By December 1999, Delaware had a turnkey system based on criteria established by the project team and the law enforcement community. It included the hardware, software, installation, maintenance, warranty and training. The total cost of development was $732,287, most of which went to software, system integration and installation.

Today, officers in the field type reports on mobile data computers running customized software. The report is transmitted through a secured wireless communications module to the state network and stored in the Delaware Justice Information System database. From there, the report goes to an Oracle 8 database management system. The addition of a spatial data cartridge transforms the database management system into an object-relational database management system capable of handling GIS applications as well as other types of data.

An automatic geocoder reads the street address in the report and attempts to match it with an appropriate address segment in a Delaware street centerline file. If the two match, the geocoder assigns map coordinates to the address in the report, enabling the GIS mapping application to display the address as a point on a map and be included in proximity and distance searching. User requests for maps and related crime information are made through a standard Web browser. A Web server then uses Intergraphs GeoMedia Web Enterprise to retrieve the data. Web Enterprise is an open architecture platform that interacts with all major GIS formats and enables intelligent RTCR maps to be sent via the Delaware intranet.

Reports with geocoded crime addresses can be available to workstations statewide within minutes of being sent from a mobile unit. Users from the governors office to the DPS can review reports in tabular form. And with the straightforward graphical user interface, they can generate one or more map layers by selecting parameters of interest, such as type of crime, area and time frame. Each type of crime is represented on the map by an icon. Clicking on the icon accesses a detailed report about the crime.

Officers coming on duty can check on criminal activity in their respective areas and plan patrols appropriately. Detectives can identify hot spots, look for crime patterns and analyze data for associations. The governor and superintendent of the State Police also use the system to hold police chiefs and troop commanders accountable for what happens in their jurisdictions.

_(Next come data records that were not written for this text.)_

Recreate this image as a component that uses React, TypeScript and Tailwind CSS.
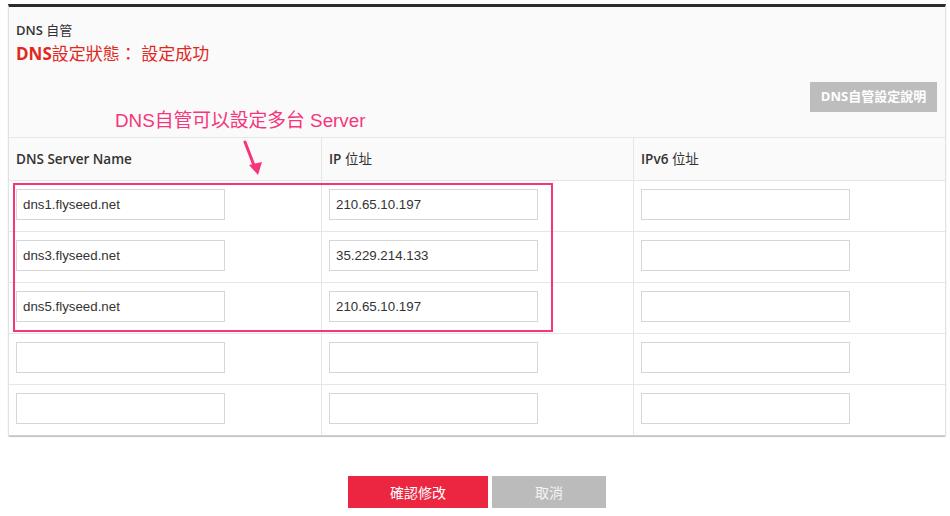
import React from "react";

type Row = { name: string; ip: string; ipv6: string };

const rows: Row[] = [
  { name: "dns1.flyseed.net", ip: "210.65.10.197", ipv6: "" },
  { name: "dns3.flyseed.net", ip: "35.229.214.133", ipv6: "" },
  { name: "dns5.flyseed.net", ip: "210.65.10.197", ipv6: "" },
  { name: "", ip: "", ipv6: "" },
  { name: "", ip: "", ipv6: "" },
];

const sans = "font-['Open_Sans','Noto_Sans_CJK_TC',sans-serif]";

function Field({ value }: { value: string }) {
  return (
    <input
      readOnly
      value={value}
      className="h-[31px] w-[209px] border border-[#d6d6d6] bg-white px-[6px] font-['Liberation_Sans','Noto_Sans_CJK_TC',sans-serif] text-[13.3px] text-[#333] outline-none"
    />
  );
}

export default function App() {
  return (
    <div className={`relative h-[516px] w-[950px] bg-white ${sans}`}>
      <div className="pl-[8px] pr-[4px] pt-[4px]">
        <div className="overflow-hidden rounded-b-[2px] border-x border-b border-t-[3px] border-x-[#e2e2e2] border-b-[#cfcfcf] border-t-[#2b2b2b] shadow-[0_1px_1px_rgba(0,0,0,0.25)]">
          <div className="bg-[#fafafa] px-[7px] pb-[25px] pt-[13px]">
            <div className="text-[13px] font-semibold leading-[20px] text-[#333]">
              DNS <span className="font-normal">自管</span>
            </div>
            <div className="mt-[2px] text-[17px] leading-[24px] text-[#e0281e]">
              <span className="font-bold">DNS</span>設定狀態： 設定成功
            </div>
            <div className="mt-[16px] flex justify-end pr-[1px]">
              <button className="h-[30px] w-[127px] bg-[#bdbdbd] text-[13px] font-bold text-white">
                DNS自管設定說明
              </button>
            </div>
          </div>

          <div className="grid grid-cols-3 border-t border-[#e6e6e6] bg-[#fafafa]">
            {["DNS Server Name", "IP 位址", "IPv6 位址"].map((h, i) => (
              <div
                key={h}
                className={`flex h-[42px] items-center px-[7px] text-[13.5px] text-[#333] ${i > 0 ? "border-l border-[#e6e6e6]" : ""}`}
              >
                {h === "DNS Server Name" ? (
                  <span className="font-semibold">{h}</span>
                ) : (
                  <span>
                    <span className="font-semibold">{h.split(" ")[0]}</span> {h.split(" ")[1]}
                  </span>
                )}
              </div>
            ))}
          </div>

          {rows.map((r, idx) => (
            <div key={idx} className="grid grid-cols-3 border-t border-[#e6e6e6] bg-white">
              <div className="flex h-[50px] items-start px-[7px] pt-[8px]">
                <Field value={r.name} />
              </div>
              <div className="flex h-[50px] items-start border-l border-[#e6e6e6] px-[7px] pt-[8px]">
                <Field value={r.ip} />
              </div>
              <div className="flex h-[50px] items-start border-l border-[#e6e6e6] px-[7px] pt-[8px]">
                <Field value={r.ipv6} />
              </div>
            </div>
          ))}
        </div>
      </div>

      <div className="mt-[40px] flex justify-center gap-[4px] pl-[4px]">
        <button className="h-[32px] w-[140px] bg-[#ec2540] text-[14px] text-white">確認修改</button>
        <button className="h-[32px] w-[114px] bg-[#bbbbbb] text-[14px] text-[#f3f3f3]">取消</button>
      </div>

      {/* annotation */}
      <div className="absolute left-[115px] top-[108px] font-['Liberation_Sans','Noto_Sans_CJK_TC',sans-serif] text-[18.8px] leading-[26px] text-[#f5357c]">
        DNS自管可以設定多台 Server
      </div>
      <svg className="absolute left-[238px] top-[138px]" width="30" height="42" viewBox="0 0 30 42">
        <line x1="7" y1="4" x2="17" y2="30" stroke="#f5357c" strokeWidth="3" strokeLinecap="round" />
        <polygon points="11,27 24,24 20,37" fill="#f5357c" />
      </svg>
      <div className="pointer-events-none absolute left-[13px] top-[183px] h-[149px] w-[540px] border-2 border-[#f5357c]" />
    </div>
  );
}
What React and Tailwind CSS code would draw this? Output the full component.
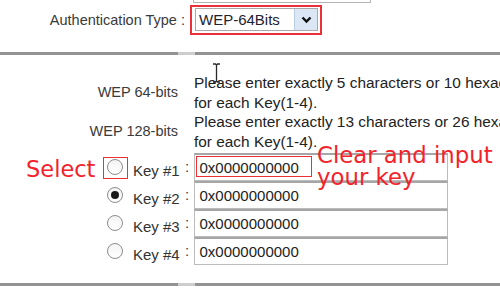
export default function App() {
  const keys = [1, 2, 3, 4];
  return (
    <div className="relative w-[500px] h-[289px] overflow-hidden bg-white font-['Liberation_Sans',Arial,sans-serif] text-[#333]">
      {/* stub of field above */}
      <div className="ml-[193px] w-[178px] h-[3px] border border-t-0 border-[#b4b4b4]" />

      {/* Authentication type row */}
      <div className="flex items-center mt-[2px] h-[30px]">
        <div className="w-[185px] text-right text-[14.5px] leading-[17px] text-[#3a3a3a] whitespace-nowrap">
          Authentication Type :
        </div>
        <div className="ml-[5px] w-[132px] h-[30px] border-2 border-[#ec3038] pl-[3px] pt-[1px]">
          <div className="flex w-[123px] h-[23px] border border-[#a9a9a9] bg-white">
            <div className="flex-1 flex items-center pl-[3px] text-[15px] text-[#1e2230] leading-none">
              WEP-64Bits
            </div>
            <div className="w-[23px] h-full bg-[#dbe7f4] border-l border-[#b9cde2] flex items-center justify-center">
              <svg width="11" height="8" viewBox="0 0 11 8">
                <path d="M1.5 1.5 L5.5 5.5 L9.5 1.5" fill="none" stroke="#111" strokeWidth="2.4" />
              </svg>
            </div>
          </div>
        </div>
      </div>

      {/* rule */}
      <div className="mt-[16.5px] flex h-[3px]">
        <div className="w-[178px] bg-[#939393]" />
        <div className="w-[17px] bg-[#cdcdcd]" />
        <div className="flex-1 bg-[#939393]" />
      </div>

      {/* WEP description grid */}
      <div className="mt-[18.5px] grid grid-cols-[178px_1fr] gap-x-[16px]">
        <div className="self-center text-right text-[14.5px] leading-[17px] text-[#3a3a3a] whitespace-nowrap">WEP 64-bits</div>
        <div className="text-[15.4px] leading-[19.5px] text-[#222] whitespace-nowrap">
          <div>Please enter exactly 5 characters or 10 hexadecimal digits</div>
          <div>for each Key(1-4).</div>
        </div>
        <div className="self-center text-right text-[14.5px] leading-[17px] text-[#3a3a3a] whitespace-nowrap">WEP 128-bits</div>
        <div className="text-[15.4px] leading-[19.5px] text-[#222] whitespace-nowrap">
          <div>Please enter exactly 13 characters or 26 hexadecimal digits</div>
          <div>for each Key(1-4).</div>
        </div>
      </div>

      {/* Key rows */}
      <div className="mt-[1.5px]">
        {keys.map((k) => (
          <div key={k} className="flex h-[28px]">
            <div className="w-[107px]" />
            <div className="relative self-center w-[16px] h-[16px]">
              <div className="w-[16px] h-[16px] rounded-full border border-[#8c8c8c] bg-gradient-to-b from-[#f4f4f4] to-white flex items-center justify-center">
                {k === 2 && <div className="w-[8px] h-[8px] rounded-full bg-[#1a1a1a]" />}
              </div>
              {k === 1 && (
                <div className="absolute left-[-4px] top-[-2px] w-[25px] h-[22px] border-[1.5px] border-[#ec3038]" />
              )}
            </div>
            <div className="ml-[10px] w-[52px] pt-[9px] text-[15px] leading-[17px] text-[#333] whitespace-nowrap">
              Key #{k}
            </div>
            <div className="w-[9px] pt-[5px] text-[15px] leading-[17px] text-[#444]">:</div>
            <div className="relative w-[254px] h-[28px] border border-[#bcbcbc] border-t-2 border-t-[#a6a6a6] bg-white flex items-center pl-[4.5px] text-[15px] text-[#222] leading-none">
              0x0000000000
              {k === 1 && (
                <div className="absolute left-[1px] top-[1px] w-[116px] h-[21px] border-[1.5px] border-[#ec3038]" />
              )}
            </div>
          </div>
        ))}
      </div>

      {/* bottom rule */}
      <div className="mt-[18px] flex h-[3px]">
        <div className="w-[178px] bg-[#939393]" />
        <div className="w-[17px] bg-[#cdcdcd]" />
        <div className="flex-1 bg-[#939393]" />
      </div>

      {/* annotations */}
      <div className="absolute left-[26px] top-[157.5px] text-[22.5px] leading-[22px] text-[#f2232b] font-['DejaVu_Sans',Verdana,sans-serif] whitespace-nowrap">
        Select
      </div>
      <div className="absolute left-[317px] top-[144px] text-[22.8px] leading-[22px] text-[#f2232b] font-['DejaVu_Sans',Verdana,sans-serif] whitespace-nowrap">
        <div>Clear and input</div>
        <div>your key</div>
      </div>

      {/* mouse I-beam cursor */}
      <svg className="absolute left-[212px] top-[63px]" width="9" height="20" viewBox="0 0 9 20">
        <path d="M1 1 H3.5 L4.5 2 L5.5 1 H8 M4.5 2 V18 M1 19 H3.5 L4.5 18 L5.5 19 H8" fill="none" stroke="#2a2a2a" strokeWidth="1.3" />
      </svg>
    </div>
  );
}
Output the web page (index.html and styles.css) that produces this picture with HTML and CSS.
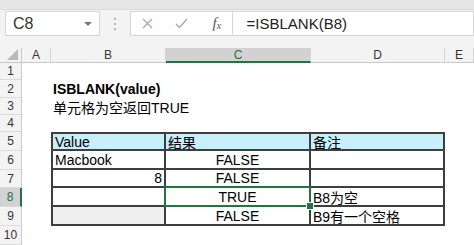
FILE: index.html
```html
<!DOCTYPE html>
<html lang="zh">
<head>
    <meta charset="UTF-8">
    <meta name="viewport" content="width=device-width, initial-scale=1.0">
    <title>ISBLANK</title>
    <link rel="stylesheet" href="styles.css">
</head>
<body>

    <!-- Bagian atas: kotak nama dan bar rumus -->
    <div class="ribbon-edge"></div>
    <div class="formula-bar">
        <div class="name-box">
            <span>C8</span>
            <span class="drop"></span>
        </div>
        <div class="grip"><i></i><i></i><i></i></div>
        <div class="formula-box">
            <div class="fx-buttons">
                <svg class="ic" width="11" height="11" viewBox="0 0 11 11">
                    <path d="M1 1 L10 10 M10 1 L1 10" stroke="#a9a9a9" stroke-width="1.3" fill="none"/>
                </svg>
                <svg class="ic" width="13" height="11" viewBox="0 0 13 11">
                    <path d="M1 6 L4.5 9.5 L12 1" stroke="#a9a9a9" stroke-width="1.4" fill="none"/>
                </svg>
                <span class="fx">f<sub>x</sub></span>
            </div>
            <div class="formula-text">=ISBLANK(B8)</div>
        </div>
    </div>

    <!-- Lembar kerja -->
    <div class="sheet">
        <div class="corner"><span class="tri"></span></div>
        <div class="ch">A</div>
        <div class="ch">B</div>
        <div class="ch active">C</div>
        <div class="ch">D</div>
        <div class="ch">E</div>

        <div class="rh">1</div>
        <div class="cell"></div><div class="cell"></div><div class="cell"></div><div class="cell"></div><div class="cell"></div>

        <div class="rh">2</div>
        <div class="cell"></div>
        <div class="cell title">ISBLANK(value)</div>
        <div class="cell"></div><div class="cell"></div><div class="cell"></div>

        <div class="rh">3</div>
        <div class="cell"></div>
        <div class="cell overflow">单元格为空返回TRUE</div>
        <div class="cell"></div><div class="cell"></div><div class="cell"></div>

        <div class="rh">4</div>
        <div class="cell"></div><div class="cell"></div><div class="cell"></div><div class="cell"></div><div class="cell"></div>

        <div class="rh">5</div>
        <div class="cell"></div>
        <div class="cell t top first head">Value</div>
        <div class="cell t top head">结果</div>
        <div class="cell t top head">备注</div>
        <div class="cell"></div>

        <div class="rh">6</div>
        <div class="cell"></div>
        <div class="cell t first">Macbook</div>
        <div class="cell t mid">FALSE</div>
        <div class="cell t"></div>
        <div class="cell"></div>

        <div class="rh">7</div>
        <div class="cell"></div>
        <div class="cell t first num">8</div>
        <div class="cell t mid">FALSE</div>
        <div class="cell t"></div>
        <div class="cell"></div>

        <div class="rh active">8</div>
        <div class="cell"></div>
        <div class="cell t first"></div>
        <div class="cell t mid sel">TRUE</div>
        <div class="cell t">B8为空</div>
        <div class="cell"></div>

        <div class="rh">9</div>
        <div class="cell"></div>
        <div class="cell t first grey"></div>
        <div class="cell t mid">FALSE</div>
        <div class="cell t">B9有一个空格</div>
        <div class="cell"></div>

        <div class="rh">10</div>
        <div class="cell"></div><div class="cell"></div><div class="cell"></div><div class="cell"></div><div class="cell"></div>
    </div>

</body>
</html>
```

FILE: styles.css
```css
/* Gaya umum */
* {
    margin: 0;
    padding: 0;
    box-sizing: border-box;
}

body {
    width: 474px;
    height: 245px;
    overflow: hidden;
    background: #fff;
    font-family: 'Liberation Sans', 'Noto Sans CJK SC', sans-serif;
}

/* Bar rumus */
.ribbon-edge {
    height: 10px;
    background: #e6e6e6;
    border-bottom: 1px solid #dadada;
}

.formula-bar {
    height: 38px;
    background: #f3f3f3;
    display: flex;
    align-items: flex-start;
    padding-top: 1px;
}

.name-box {
    width: 95px;
    height: 25px;
    margin-left: 5px;
    background: #fff;
    border: 1px solid #d6d6d6;
    display: flex;
    align-items: center;
    justify-content: space-between;
    padding: 0 7px 0 7px;
    font-size: 16px;
    color: #333;
}

.drop {
    width: 0;
    height: 0;
    border-left: 4px solid transparent;
    border-right: 4px solid transparent;
    border-top: 4px solid #777;
}

.grip {
    width: 30px;
    height: 25px;
    display: flex;
    flex-direction: column;
    align-items: center;
    justify-content: center;
    gap: 3px;
}

.grip i {
    width: 2px;
    height: 2px;
    background: #b8b8b8;
}

.formula-box {
    width: 346px;
    height: 25px;
    background: #fff;
    border: 1px solid #d6d6d6;
    display: flex;
}

.fx-buttons {
    width: 102px;
    border-right: 1px solid #d6d6d6;
    display: flex;
    align-items: center;
    padding-left: 11px;
    gap: 22px;
}

.fx {
    font-family: 'Liberation Serif', serif;
    font-style: italic;
    font-size: 15px;
    color: #555;
    margin-left: 3px;
}

.fx sub {
    font-size: 10px;
    vertical-align: -1px;
}

.formula-text {
    padding-left: 14px;
    font-size: 15px;
    line-height: 23px;
    color: #222;
}

/* Lembar kerja */
.sheet {
    display: grid;
    grid-template-columns: 22px 29px 115px 145px 134px 29px;
    grid-template-rows: 15px 17px 18px 17px 17px 19px 19px 18px 19px 19px 19px;
}

.corner {
    background: #f3f3f3;
    border-right: 1px solid #c9c9c9;
    border-bottom: 1px solid #c9c9c9;
    position: relative;
}

.tri {
    position: absolute;
    right: 3px;
    bottom: 2px;
    width: 0;
    height: 0;
    border-left: 11px solid transparent;
    border-bottom: 11px solid #b9b9b9;
}

.ch {
    background: #f3f3f3;
    border-right: 1px solid #d4d4d4;
    border-bottom: 1px solid #c9c9c9;
    font-size: 12px;
    color: #333;
    text-align: center;
    line-height: 14px;
}

.ch.active {
    background: #d2d2d2;
    border-bottom: 2px solid #217346;
    color: #217346;
}

.rh {
    background: #f3f3f3;
    border-right: 1px solid #c9c9c9;
    border-bottom: 1px solid #dcdcdc;
    font-size: 12px;
    color: #333;
    display: flex;
    align-items: center;
    justify-content: center;
}

.rh.active {
    background: #d2d2d2;
    border-right: 2px solid #217346;
    color: #217346;
}

.cell {
    font-size: 14px;
    color: #000;
    display: flex;
    align-items: center;
    padding: 0 2px;
    white-space: nowrap;
}

.title {
    font-weight: bold;
    font-size: 14px;
    padding-left: 2px;
}

/* Tabel dengan garis */
.t {
    border-right: 2px solid #3e3e3e;
    border-bottom: 2px solid #3e3e3e;
}

.t.top {
    border-top: 2px solid #3e3e3e;
}

.t.first {
    border-left: 2px solid #3e3e3e;
}

.head {
    background: #c9eefc;
}

.mid {
    justify-content: center;
}

.num {
    justify-content: flex-end;
}

.grey {
    background: #efefef;
}

/* Sel yang dipilih */
.sel {
    position: relative;
}

.sel::after {
    content: '';
    position: absolute;
    left: -2px;
    top: -2px;
    right: -2px;
    bottom: -2px;
    border: 2px solid #217346;
}

.sel::before {
    content: '';
    position: absolute;
    right: -5px;
    bottom: -5px;
    width: 6px;
    height: 6px;
    background: #217346;
    border: 1px solid #fff;
    z-index: 1;
}
```
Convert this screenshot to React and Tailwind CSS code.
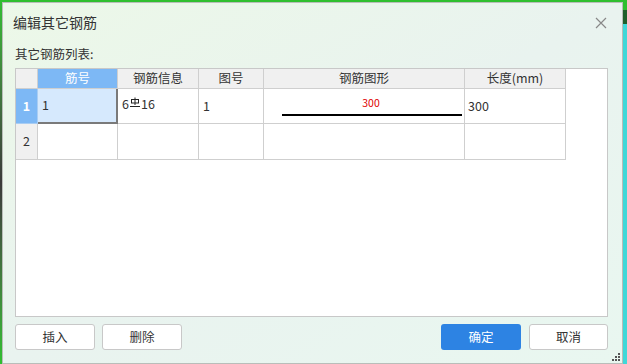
import React from "react";

const font = { fontFamily: '"Noto Sans CJK SC", "Noto Sans", sans-serif' };

function RebarSym() {
  return (
    <svg width="10" height="11" viewBox="0 0 10 11" className="inline-block mx-[1px] -mt-[4px] align-middle">
      <g stroke="#222" strokeWidth="1" fill="none">
        <line x1="5" y1="0.5" x2="5" y2="8" />
        <rect x="1.5" y="2.5" width="7" height="3.5" />
        <line x1="0" y1="9.5" x2="10" y2="9.5" />
      </g>
    </svg>
  );
}

export default function App() {
  const cols = ["w-[80px]", "w-[81px]", "w-[65px]", "w-[201px]", "w-[101px]"];
  return (
    <div className="w-[627px] h-[364px] overflow-hidden bg-[#2fbf2f] flex text-[#333]" style={font}>
      <div className="w-[2px] shrink-0 bg-gradient-to-b from-[#2fbf2f] via-[#3a3a3a] to-[#2fbf2f]" />
      <div className="flex-1 flex flex-col pt-[2px]">
        <div className="relative flex-1 flex flex-col border border-[#b9bdb9] bg-gradient-to-br from-[#ecf8e8] via-[#e9f3ef] to-[#e9f7f0] pl-[12px] pr-[14px]">
          <div className="h-[38px] flex items-center justify-between text-[14px] text-[#333] -mr-[2px]">
            <span className="-ml-[2px]">编辑其它钢筋</span>
            <svg width="12" height="12" viewBox="0 0 12 12" className="mr-[3px] mt-[1px]">
              <path d="M1 1 L11 11 M11 1 L1 11" stroke="#888" strokeWidth="1.2" />
            </svg>
          </div>
          <div className="h-[26px] text-[12.5px] leading-none flex items-center text-[#333]">其它钢筋列表:</div>
          <div className="h-[249px] bg-white border border-[#c8c8c8] mt-[1px]">
            <div className="flex h-[20px] text-[12.5px]">
              <div className="w-[22px] bg-[#f0f0f0] border-r border-b border-[#cfcfcf]" />
              {["筋号", "钢筋信息", "图号", "钢筋图形", "长度(mm)"].map((h, i) => (
                <div
                  key={h}
                  className={`${cols[i]} flex items-center justify-center border-r border-b border-[#cfcfcf] ${
                    i === 0 ? "bg-[#7db8f5] text-white border-[#a9cdf3]" : "bg-[#f0f0f0] text-[#333]"
                  }`}
                >
                  {h}
                </div>
              ))}
            </div>
            <div className="flex h-[35px] text-[12.5px]">
              <div className="w-[22px] bg-[#7db8f5] text-white font-bold flex items-center justify-center border-r border-b border-[#a9cdf3]">1</div>
              <div className="w-[80px] bg-[#d6e9fd] border-r-2 border-b-2 border-[#7a7a7a] flex items-center pl-[4px]">1</div>
              <div className="w-[81px] border-r border-b border-[#cfcfcf] flex items-center pl-[4px] pb-[3px]">
                6<RebarSym />16
              </div>
              <div className="w-[65px] border-r border-b border-[#cfcfcf] flex items-center pl-[4px]">1</div>
              <div className="w-[201px] border-r border-b border-[#cfcfcf] flex flex-col items-center pt-[9px]">
                <span className="text-[10.5px] leading-none text-[#e00000] ml-[14px]">300</span>
                <div className="w-[180px] h-[2px] bg-black mt-[5px] ml-[16px]" />
              </div>
              <div className="w-[101px] border-r border-b border-[#cfcfcf] flex items-center pl-[3px]">300</div>
            </div>
            <div className="flex h-[36px] text-[12.5px]">
              <div className="w-[22px] bg-[#f0f0f0] text-[#333] flex items-center justify-center border-r border-b border-[#cfcfcf]">2</div>
              {cols.map((c, i) => (
                <div key={i} className={`${c} border-r border-b border-[#cfcfcf]`} />
              ))}
            </div>
          </div>
          <div className="flex items-center mt-[7px] text-[12.5px]">
            <button className="w-[80px] h-[26px] bg-white border border-[#c8c8c8] rounded-[3px]">插入</button>
            <button className="w-[80px] h-[26px] bg-white border border-[#c8c8c8] rounded-[3px] ml-[7px]">删除</button>
            <div className="flex-1" />
            <button className="w-[80px] h-[26px] bg-[#2d83e3] text-white rounded-[3px]">确定</button>
            <button className="w-[79px] h-[26px] bg-white border border-[#c8c8c8] rounded-[3px] ml-[8px]">取消</button>
          </div>
          <svg width="8" height="8" viewBox="0 0 8 8" className="absolute right-[2px] bottom-[2px]">
            <g fill="#555">
              <rect x="6" y="0" width="2" height="2" />
              <rect x="3" y="3" width="2" height="2" />
              <rect x="6" y="3" width="2" height="2" />
              <rect x="0" y="6" width="2" height="2" />
              <rect x="3" y="6" width="2" height="2" />
              <rect x="6" y="6" width="2" height="2" />
            </g>
          </svg>
        </div>
      </div>
      <div className="w-[4px] shrink-0 flex flex-col">
        <div className="h-[10px] bg-[#2fbf2f]" />
        <div className="h-[14px] bg-[#1f5f2a]" />
        <div className="flex-1 bg-[#3fd8d8]" />
      </div>
    </div>
  );
}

Dover Police Chief Keith Faulkner uses RTCR to monitor trends and encourages others to do the same. The Dover Police Department is also using RTCR to develop monthly statistical analyses and maps. The chief recently learned of a series of auto thefts from RTCR reports and reallocated personnel to address the issue. Using RTCR, investigators were able to identify similar thefts in neighboring cities.

Need for Speed

Theoretically, a report from a mobile unit can take up to 12 hours to arrive at a workstation, but Delaware State Police Detective Joe Rose said reports are reaching his desk in 10 minutes. Rose uses RTCR primarily to keep an eye on when, where and what types of crimes are happening in his area.

Before RTCR, Rose said he received crime reports through the mail, a process that often took a day or two, with another couple of days before they reached his desk. "By then, the chances of getting a good lead were mostly gone," he said. "With RTCR, we get the information faster -- [we] dont have worry about reports getting lost in the mail and [we] dont have to rely on a paper trail."

Issues and Enhancements

DPS has several projects under way to improve RTCR operations. One is the improvement of address accuracy. Starkey said that, at present, only 70 percent of crime reports can be automatically geocoded. The problem stems from a lack of street addressing in rural communities and not having a statewide street-centerline file. Consequently, RTCR originally used base maps developed by different cities and counties, some of which are incompatible. The agency is currently sorting out these problems with the help of the counties. At the same time, rural areas are converting route and box numbers to conventional street addresses.

The agency is also preparing to develop a realtime auto accident reporting system.

Unfortunately, the limited bandwidth available for the mobile units is an issue that will have to wait for advances in communications technology. Jason Dong of Enterprise Information Solutions Inc. -- the firm that provided GIS consulting for the RTCR system -- said the bandwidth of the cellular digital packet data (CDPD) link between mobile units and stations is 20KHz. "Thats enough for mobile units to receive textual crime reports, but map files are too large for the existing bandwidth," Dong added. "That service will evolve as wireless technology matures."